A l’issue de sa visite de deux jours à Genève, où il a également participé à l'ouverture d'une session du Conseil des droits de l'homme des Nations Unies, M. Guterres a déclaré aux jeunes réunis à l’IHEID que la conversation mondiale #ONU75 représentait un nouveau commencement pour les Nations Unies.

« C'est le début d'une nouvelle dynamique de relations entre l'ONU et ‘Nous, les peuples’, et cette relation pourra, espérons-le, façonner un nouveau type de multilatéralisme - un multilatéralisme inclusif, dans lequel non seulement les gouvernements, mais aussi la société civile, le monde universitaire et les communautés locales ont la parole et ont une influence. Et si nous sommes capables de le faire, je pense que ce sera un grand changement », a-t-il dit.
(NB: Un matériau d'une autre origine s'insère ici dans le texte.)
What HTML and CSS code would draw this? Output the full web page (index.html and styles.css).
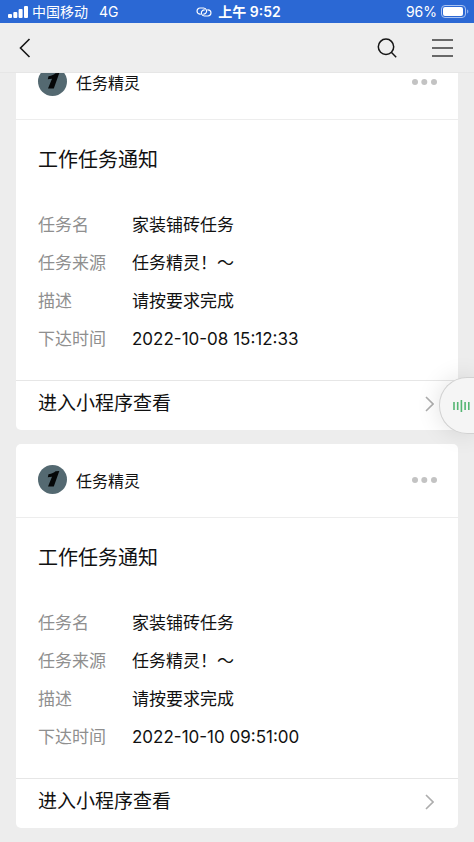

Le chef de l’ONU a reconnu qu’un tel changement ne se fera pas facilement. « Il y aura beaucoup de résistance. Je compte sur vous pour la surmonter », a-t-il dit aux jeunes.

L'un des objectifs des conversations #ONU75, qui se poursuivront tout au long de l'année et à travers le monde, est que les Nations Unies écoutent et apprennent des opinions des citoyens du monde entier, à un moment où la confiance du public dans les institutions est en déclin.